DIRECTIVE
The entries are to be returned exactly, with images left out.

Code that builds pages
[start]

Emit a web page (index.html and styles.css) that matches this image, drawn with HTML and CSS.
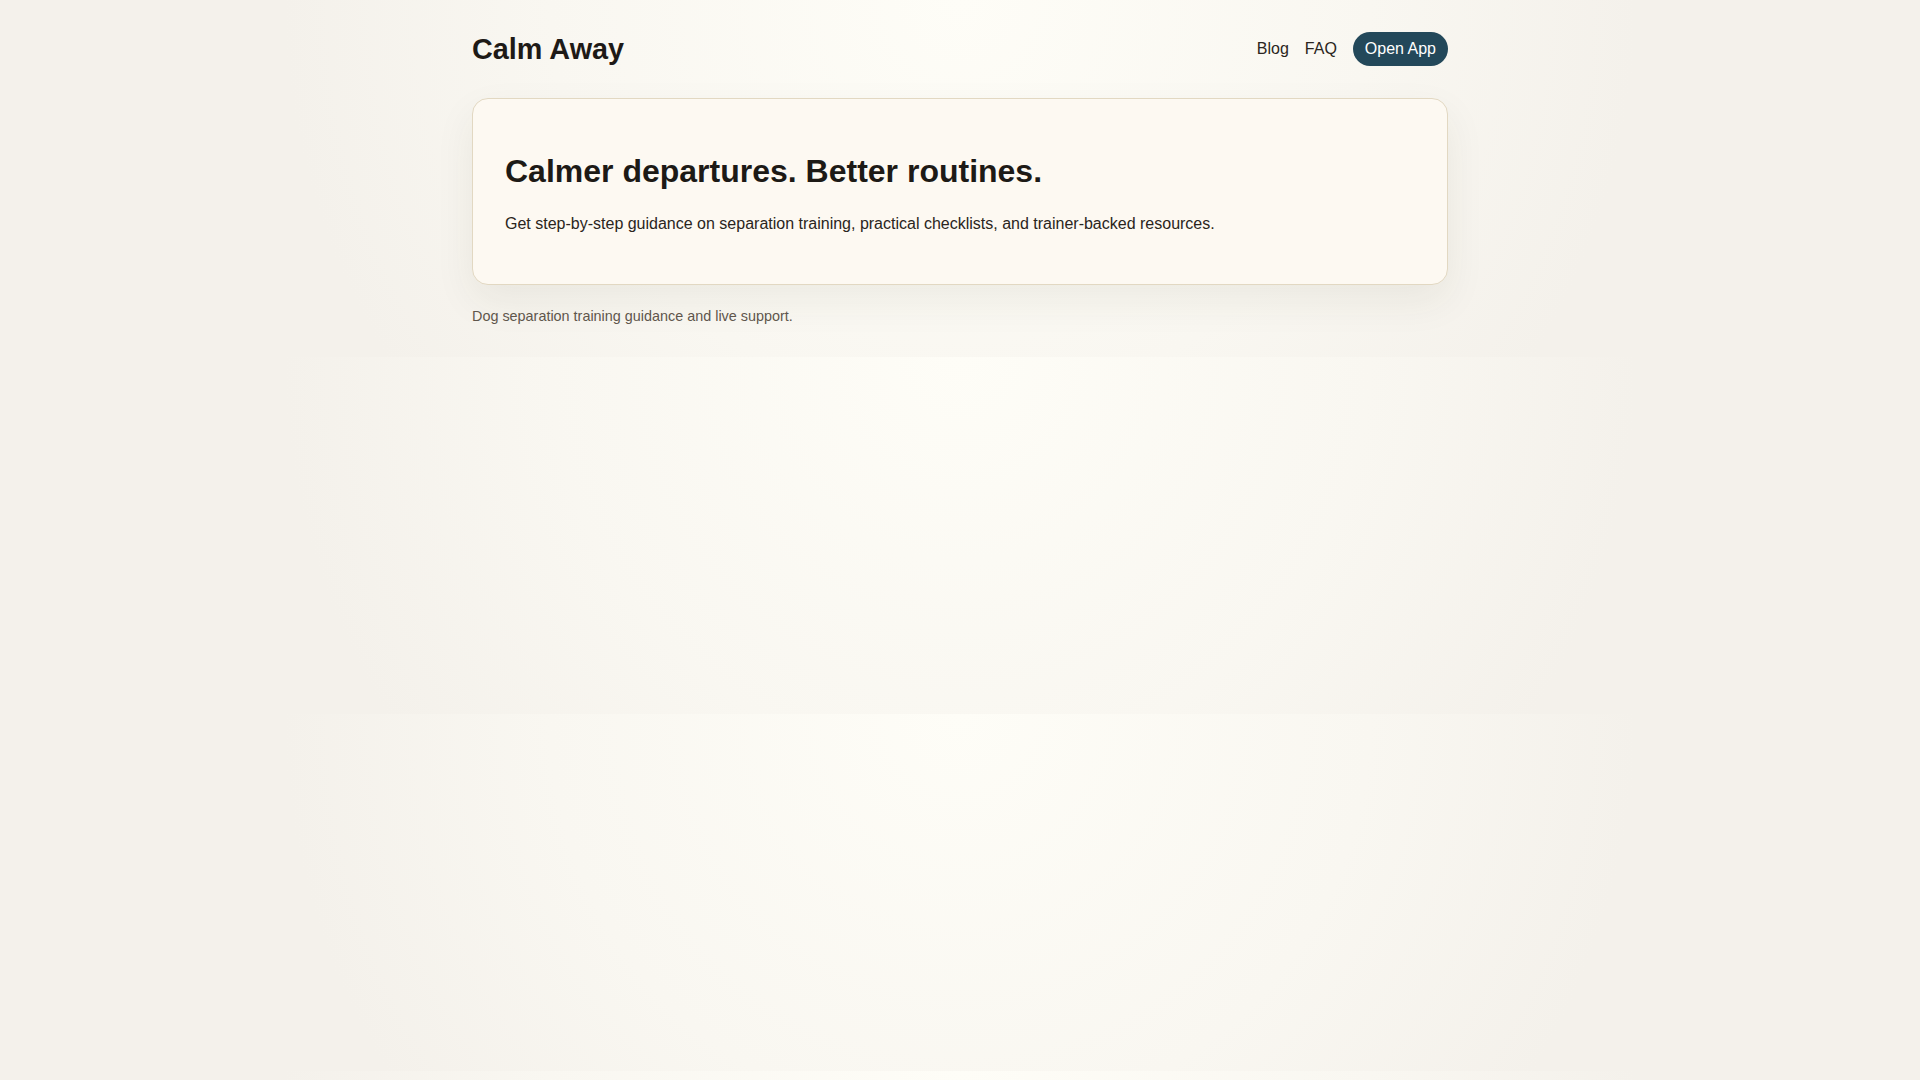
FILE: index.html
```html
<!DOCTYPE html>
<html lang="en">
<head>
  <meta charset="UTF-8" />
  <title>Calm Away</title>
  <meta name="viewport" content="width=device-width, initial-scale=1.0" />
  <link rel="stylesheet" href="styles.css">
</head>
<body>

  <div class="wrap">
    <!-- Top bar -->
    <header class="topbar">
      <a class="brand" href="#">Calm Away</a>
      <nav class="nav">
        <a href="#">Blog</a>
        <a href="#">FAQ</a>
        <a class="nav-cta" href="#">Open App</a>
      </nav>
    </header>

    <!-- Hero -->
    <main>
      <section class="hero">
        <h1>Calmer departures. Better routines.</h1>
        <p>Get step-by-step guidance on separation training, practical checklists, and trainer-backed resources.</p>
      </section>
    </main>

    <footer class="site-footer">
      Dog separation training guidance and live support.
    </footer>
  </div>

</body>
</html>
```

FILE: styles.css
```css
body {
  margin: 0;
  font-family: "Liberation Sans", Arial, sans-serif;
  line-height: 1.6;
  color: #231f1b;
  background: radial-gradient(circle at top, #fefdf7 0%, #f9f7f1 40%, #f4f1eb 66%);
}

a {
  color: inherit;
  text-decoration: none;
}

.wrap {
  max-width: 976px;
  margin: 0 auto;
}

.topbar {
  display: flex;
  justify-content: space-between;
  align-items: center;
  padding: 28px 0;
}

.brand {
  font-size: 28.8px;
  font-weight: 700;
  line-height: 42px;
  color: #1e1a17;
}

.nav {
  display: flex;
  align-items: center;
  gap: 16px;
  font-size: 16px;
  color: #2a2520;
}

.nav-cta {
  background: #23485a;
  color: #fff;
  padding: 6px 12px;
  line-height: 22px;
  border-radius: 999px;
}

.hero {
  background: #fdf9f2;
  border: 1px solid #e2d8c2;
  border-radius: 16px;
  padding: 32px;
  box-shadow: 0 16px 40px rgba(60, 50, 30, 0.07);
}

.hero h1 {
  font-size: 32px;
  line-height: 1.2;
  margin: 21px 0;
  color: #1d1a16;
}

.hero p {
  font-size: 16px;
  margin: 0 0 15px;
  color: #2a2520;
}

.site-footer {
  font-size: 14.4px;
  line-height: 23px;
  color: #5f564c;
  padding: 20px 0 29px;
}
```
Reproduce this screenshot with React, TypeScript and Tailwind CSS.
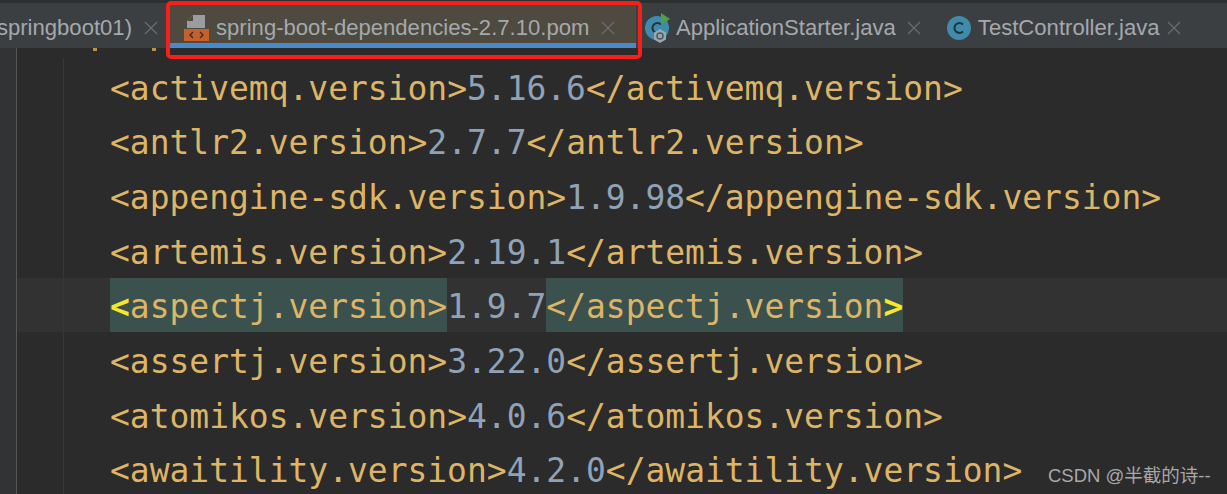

[end]

COMPLETED EXERCISE
Emit a web page (index.html and styles.css) that matches this image, drawn with HTML and CSS.
FILE: index.html
```html
<!DOCTYPE html>
<html lang="en">
<head>
  <meta charset="UTF-8" />
  <title>Calm Away</title>
  <meta name="viewport" content="width=device-width, initial-scale=1.0" />
  <link rel="stylesheet" href="styles.css">
</head>
<body>

  <div class="wrap">
    <!-- Top bar -->
    <header class="topbar">
      <a class="brand" href="#">Calm Away</a>
      <nav class="nav">
        <a href="#">Blog</a>
        <a href="#">FAQ</a>
        <a class="nav-cta" href="#">Open App</a>
      </nav>
    </header>

    <!-- Hero -->
    <main>
      <section class="hero">
        <h1>Calmer departures. Better routines.</h1>
        <p>Get step-by-step guidance on separation training, practical checklists, and trainer-backed resources.</p>
      </section>
    </main>

    <footer class="site-footer">
      Dog separation training guidance and live support.
    </footer>
  </div>

</body>
</html>
```

FILE: styles.css
```css
body {
  margin: 0;
  font-family: "Liberation Sans", Arial, sans-serif;
  line-height: 1.6;
  color: #231f1b;
  background: radial-gradient(circle at top, #fefdf7 0%, #f9f7f1 40%, #f4f1eb 66%);
}

a {
  color: inherit;
  text-decoration: none;
}

.wrap {
  max-width: 976px;
  margin: 0 auto;
}

.topbar {
  display: flex;
  justify-content: space-between;
  align-items: center;
  padding: 28px 0;
}

.brand {
  font-size: 28.8px;
  font-weight: 700;
  line-height: 42px;
  color: #1e1a17;
}

.nav {
  display: flex;
  align-items: center;
  gap: 16px;
  font-size: 16px;
  color: #2a2520;
}

.nav-cta {
  background: #23485a;
  color: #fff;
  padding: 6px 12px;
  line-height: 22px;
  border-radius: 999px;
}

.hero {
  background: #fdf9f2;
  border: 1px solid #e2d8c2;
  border-radius: 16px;
  padding: 32px;
  box-shadow: 0 16px 40px rgba(60, 50, 30, 0.07);
}

.hero h1 {
  font-size: 32px;
  line-height: 1.2;
  margin: 21px 0;
  color: #1d1a16;
}

.hero p {
  font-size: 16px;
  margin: 0 0 15px;
  color: #2a2520;
}

.site-footer {
  font-size: 14.4px;
  line-height: 23px;
  color: #5f564c;
  padding: 20px 0 29px;
}
```
Reproduce this screenshot with React, TypeScript and Tailwind CSS.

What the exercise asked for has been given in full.